Thursday, May 17, 2018

creamy-cauliflower-chowder



  • 1 large head of cauliflower, about 2 ½ pounds
  • 6 tablespoons butter
  • 1 ½ cups red onion, chopped
  • 1 cup celery chopped, 2 large stalks
  • 2 tablespoons fresh garlic, chopped
  • 1 teaspoon dry thyme leaves
  • ½ teaspoon dry marjoram
  • 1 ½ teaspoons kosher salt
  • ½ teaspoon freshly ground black pepper
  • 1 ½ cups zucchini, half inch diced
  • 2 cups vegetable broth
  • 1 ¼ cups light cream
  • Dash hot sauce
  • ½ teaspoon Worcestershire sauce
  • 2 cups sharp white cheddar cheese, shredded


How to Make It

  • Remove core and leaves from cauliflower and break the rest into small to medium florets.
  • Bring a large pot of salted water to a boil.
  • Place cauliflower into boiling water and cook about 8 minutes or until cauliflower is tender when pierced with a fork. Reserve ½ cup of the cauliflower water and drain the rest.
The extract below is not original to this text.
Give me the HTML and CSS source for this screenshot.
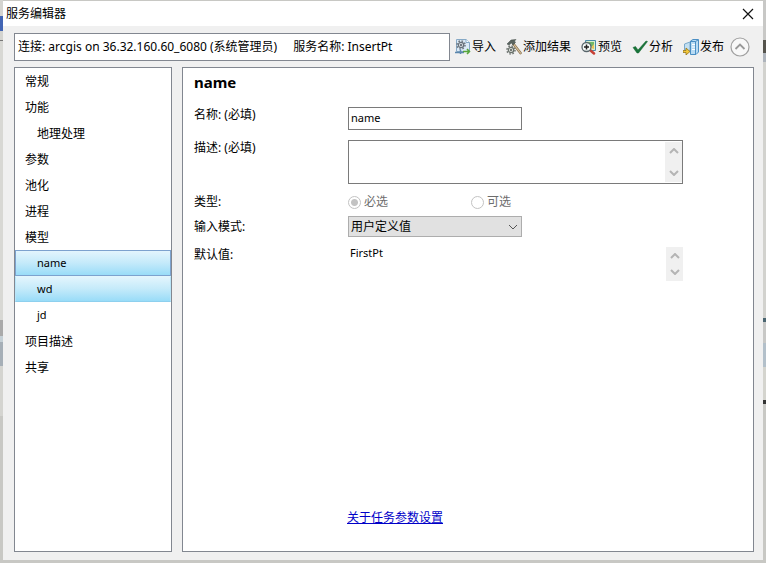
FILE: index.html
```html
<!DOCTYPE html>
<html lang="zh-CN">
<head>
    <meta charset="utf-8">
    <title>服务编辑器</title>
    <link rel="stylesheet" href="styles.css">
</head>
<body>

<div class="window">
  <header class="titlebar">
    <span>服务编辑器</span>
    <button class="close" type="button" aria-label="关闭">
      <svg width="12" height="12" viewBox="0 0 12 12"><path d="M1 1L11 11M11 1L1 11" stroke="#111" stroke-width="1.2"/></svg>
    </button>
  </header>

  <div class="topbar">
    <div class="connection">
      <span>连接: arcgis on 36.32.160.60_6080 (系统管理员)</span>
      <span>服务名称: InsertPt</span>
    </div>
    <div class="toolbar">
      <button class="tool" type="button">
        <svg width="16" height="16" viewBox="0 0 16 16">
          <path d="M1.500 .500H11L14.500 3.500V12.500H1.500Z" fill="#dcebf7" stroke="#86a9c6"/>
          <path d="M11 .500V3.500H14.500" fill="#fff" stroke="#86a9c6"/>
          <circle cx="6" cy="6" r="4" fill="none" stroke="#747c85" stroke-width="1.600" stroke-dasharray="1.600 1.540"/>
          <circle cx="6" cy="6" r="2.700" fill="#d5dade" stroke="#68727c" stroke-width="1.200"/>
          <circle cx="6" cy="6" r="1" fill="#505a64"/>
          <path d="M0 13.500H9M5.500 10.500V15" stroke="#5c87ad" stroke-width="1.500"/>
          <path d="M8 12.500H14M12 10L14.500 12.500L12 15" fill="none" stroke="#57a63b" stroke-width="1.500"/>
        </svg>导入
      </button>
      <button class="tool" type="button">
        <svg width="16" height="16" viewBox="0 0 16 16">
          <circle cx="5" cy="11" r="4" fill="none" stroke="#747a76" stroke-width="1.600" stroke-dasharray="1.600 1.540"/>
          <circle cx="5" cy="11" r="2.700" fill="#d9dcd8" stroke="#68706a" stroke-width="1.200"/>
          <circle cx="5" cy="11" r="1" fill="#505750"/>
          <path d="M7.500 5L14.500 14" stroke="#8a7350" stroke-width="2.600" stroke-linecap="round"/>
          <path d="M7.500 5L14.500 14" stroke="#d9c49f" stroke-width="1.200" stroke-linecap="round"/>
          <path d="M1 5L5 1L10 .500L8.500 2L9.500 3.500L7 6L5.500 4L3 6Z" fill="#59635f" stroke="#3f4844" stroke-width=".5"/>
        </svg>添加结果
      </button>
      <button class="tool" type="button">
        <svg width="16" height="16" viewBox="0 0 16 16">
          <path d="M4.500 1.500H14.500V11.500H4.500Z" fill="#d8efce" stroke="#4b8ba8"/>
          <path d="M6 3H13V6L10 8L8 5L6 6Z" fill="#72b869"/>
          <path d="M10 9L13 5V10Z" fill="#eec04f"/>
          <path d="M9 11L13 14.500" stroke="#c63f34" stroke-width="2.500" stroke-linecap="round"/>
          <circle cx="5.500" cy="8" r="4.500" fill="#f4faf7" stroke="#58656a" stroke-width="1.300"/>
          <path d="M3 8H8M5.500 5.500V10.500" stroke="#222" stroke-width="1.500"/>
        </svg>预览
      </button>
      <button class="tool" type="button">
        <svg width="16" height="16" viewBox="0 0 16 16">
          <path d="M1 8.500L3.500 7.500L6 11L14 2L15.500 2.500L6.500 14H5Z" fill="#19743a" stroke="#14642c" stroke-width=".5"/>
        </svg>分析
      </button>
      <button class="tool" type="button">
        <svg width="16" height="16" viewBox="0 0 16 16">
          <path d="M1.500 5L7 3V12L1.500 11Z" fill="#c2dff1" stroke="#79a9cc"/>
          <path d="M7.500 2L10 .500H15.500V13L13 15.500H7.500Z" fill="#b8dbf3" stroke="#4b8fc4"/>
          <path d="M8 2.500H12.500V15M12.500 2.500L15 1" fill="none" stroke="#4b8fc4"/>
          <path d="M9 5.500H12M9 8H12M9 10.500H12" stroke="#fff"/>
          <path d="M0 11.500H3V9L7 12.500L3 16V13.500H0Z" fill="#f4c83b" stroke="#94731b" stroke-width=".8"/>
        </svg>发布
      </button>
      <button class="collapse" type="button" aria-label="折叠">
        <svg width="20" height="20" viewBox="0 0 20 20">
          <circle cx="10" cy="10" r="9" fill="#f8f8f8" stroke="#a0a0a0" stroke-width="1.200"/>
          <path d="M5.500 12L10 7.500L14.500 12" fill="none" stroke="#999" stroke-width="1.800"/>
        </svg>
      </button>
    </div>
  </div>

  <div class="content">
    <nav class="sidebar">
      <a href="#">常规</a>
      <a href="#">功能</a>
      <a class="child" href="#">地理处理</a>
      <a href="#">参数</a>
      <a href="#">池化</a>
      <a href="#">进程</a>
      <a href="#">模型</a>
      <a class="child param selected current" href="#">name</a>
      <a class="child param selected" href="#">wd</a>
      <a class="child param" href="#">jd</a>
      <a href="#">项目描述</a>
      <a href="#">共享</a>
    </nav>

    <main class="panel">
      <h1>name</h1>
      <form>
        <div class="row">
          <label for="name">名称: (必填)</label>
          <input class="text" id="name" type="text" value="name">
        </div>
        <div class="row">
          <label for="desc">描述: (必填)</label>
          <div class="area boxed">
            <textarea id="desc"></textarea>
            <div class="scroll">
              <svg width="10" height="6" viewBox="0 0 10 6"><path d="M1 5L5 1L9 5"/></svg>
              <svg width="10" height="6" viewBox="0 0 10 6"><path d="M1 1L5 5L9 1"/></svg>
            </div>
          </div>
        </div>
        <div class="row tight" role="radiogroup" aria-labelledby="type">
          <span class="label" id="type">类型:</span>
          <div class="radios">
            <label><input type="radio" name="type" checked disabled>必选</label>
            <label><input type="radio" name="type" disabled>可选</label>
          </div>
        </div>
        <div class="row middle">
          <label for="mode">输入模式:</label>
          <div class="dropdown">
            <select id="mode">
              <option>用户定义值</option>
            </select>
            <svg width="10" height="6" viewBox="0 0 10 6"><path d="M1 1L5 5L9 1"/></svg>
          </div>
        </div>
        <div class="row">
          <label for="default">默认值:</label>
          <div class="area">
            <textarea id="default">FirstPt</textarea>
            <div class="scroll">
              <svg width="10" height="6" viewBox="0 0 10 6"><path d="M1 5L5 1L9 5"/></svg>
              <svg width="10" height="6" viewBox="0 0 10 6"><path d="M1 1L5 5L9 1"/></svg>
            </div>
          </div>
        </div>
      </form>
      <a class="help" href="#">关于任务参数设置</a>
    </main>
  </div>
</div>

</body>
</html>
```
FILE: styles.css
```css
* {
  box-sizing: border-box;
}

/* the desktop shows as a thin edge round the window */
body {
  margin: 0;
  padding: 1px 3px 3px;
  min-height: 100vh;
  display: flex;
  background:
    linear-gradient(#d4d4d0 16px, #4265b4 16px, #4265b4 31px, #d4d4d0 31px, #d4d4d0 40px, #777 40px, #777 41px, #d8d8d4 41px, #d8d8d4 320px, #aaa 320px, #aaa 336px, #c5d0d6 336px, #c5d0d6 342px, #a6afb7 342px, #a6afb7 366px, #d4d4d0 366px, #d4d4d0 416px, #c8c8c4 416px) left / 3px 100% no-repeat,
    linear-gradient(#c8c8c6 40px, #55534c 40px, #55534c 53px, #aeb4bc 53px, #aeb4bc 62px, #d2d2ce 62px, #d2d2ce 318px, #4a6570 318px, #4a6570 322px, #c8c8c6 322px, #c8c8c6 343px, #b3c0ca 343px, #b3c0ca 367px, #d4d4ce 367px, #d4d4ce 400px, #333 400px, #333 404px, #c8c8c4 404px) right / 3px 100% no-repeat,
    #c8c8c4;
  font-family: "Noto Sans", "Noto Sans CJK SC", sans-serif;
  font-size: 12px;
  line-height: 16px;
  color: #000;
}

button, input, select, textarea {
  font: inherit;
  color: inherit;
}

button {
  border: 0;
  padding: 0;
  background: none;
}

svg {
  display: block;
  flex: none;
}

.window {
  flex: 1;
  display: flex;
  flex-direction: column;
  background: #f0f0f0;
}

.titlebar {
  display: flex;
  justify-content: space-between;
  align-items: center;
  height: 25px;
  padding: 0 9px 0 3px;
  background: #fff;
}

.topbar {
  display: flex;
  align-items: center;
  gap: 5px;
  padding: 7px 13px 6px 11px;
}

.connection {
  flex: 1;
  display: flex;
  align-items: center;
  gap: 16px;
  height: 28px;
  padding: 0 3px;
  border: 1px solid #828790;
  background: #fff;
  white-space: nowrap;
}

.toolbar {
  display: flex;
  align-items: center;
  gap: 10px;
}

.tool {
  display: flex;
  align-items: center;
  gap: 1px;
  white-space: nowrap;
}

.collapse {
  margin-left: -4px;
}

.content {
  flex: 1;
  display: flex;
  gap: 10px;
  padding: 0 9px 8px 11px;
}

.sidebar {
  width: 158px;
  border: 1px solid #828790;
  background: #fff;
}

.sidebar a {
  display: block;
  height: 26px;
  padding: 5px 9px 3px;
  border: 1px solid transparent;
  color: #000;
  text-decoration: none;
}

.sidebar .child {
  padding-left: 21px;
}

.sidebar .param {
  padding-top: 4px;
  font-size: 11px;
}

.sidebar .selected {
  border-color: #e2f6fd #b9e5f8 #8ed0ee;
  background: linear-gradient(#e3f5fd, #c4eafa 50%, #99dcf8);
}

.sidebar .current {
  border-color: #7da2ce;
}

.panel {
  flex: 1;
  display: flex;
  flex-direction: column;
  padding: 0 11px 25px;
  border: 1px solid #828790;
  background: #fff;
}

h1 {
  margin: 4px 0 15px;
  font-size: 15px;
  line-height: 20px;
}

.row {
  display: flex;
  align-items: flex-start;
  margin-bottom: 10px;
}

.row > label, .label {
  width: 154px;
}

.tight {
  margin-bottom: 6px;
}

.middle {
  align-items: center;
}

.text {
  width: 174px;
  height: 23px;
  padding: 0 2px 2px;
  border: 1px solid #7a7a7a;
  font-size: 11px;
}

.area {
  display: flex;
  width: 335px;
  height: 34px;
}

.boxed {
  height: 44px;
  padding: 1px 0;
  border: 1px solid #7a7a7a;
}

textarea {
  flex: 1;
  padding: 0 2px;
  border: 0;
  background: none;
  resize: none;
  overflow: hidden;
  font-size: 11px;
  line-height: 12px;
}

.scroll {
  display: flex;
  flex-direction: column;
  justify-content: space-between;
  align-items: center;
  width: 17px;
  padding: 6px 0;
  background: #f0f0f0;
}

.scroll path {
  fill: none;
  stroke: #b4b4b4;
  stroke-width: 2;
}

.radios {
  display: flex;
  color: #6d6d6d;
}

.radios label {
  display: flex;
  align-items: center;
  gap: 3px;
  width: 123px;
}

.radios input {
  appearance: none;
  width: 13px;
  height: 13px;
  margin: 0;
  border: 1px solid #c3c3c3;
  border-radius: 50%;
  background: #fff;
}

.radios input:checked {
  background: radial-gradient(#c3c3c3 3px, #fff 4px);
}

.dropdown {
  display: grid;
  align-items: center;
  width: 174px;
}

.dropdown select, .dropdown svg {
  grid-area: 1 / 1;
}

.dropdown select {
  appearance: none;
  height: 21px;
  padding: 0 2px;
  border: 1px solid #adadad;
  border-radius: 0;
  background: #e1e1e1;
}

.dropdown svg {
  justify-self: end;
  margin-right: 4px;
  pointer-events: none;
}

.dropdown path {
  fill: none;
  stroke: #555;
}

.help {
  align-self: flex-start;
  margin-top: auto;
  margin-left: 153px;
  color: #0000c8;
}
```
Set cauliflower aside.
  • In a large pot, melt butter over medium to medium high heat and add onions and celery and cook for three minutes.
  • Add garlic, thyme, marjoram, salt and pepper and cook for one minute.
  • Add zucchini and cook two minutes.
  • Add cooked cauliflower and cook two more minutes.
  • Add stock, reserved cauliflower water and bring to a simmer.
  • Remove from heat and add cream, hot sauce and Worcestershire sauce.
  • Remove three cups to a blender and puree or use an emersion blender. Pour this back into the soup and add the sharp cheddar cheese. Stir to combine and adjust seasoning.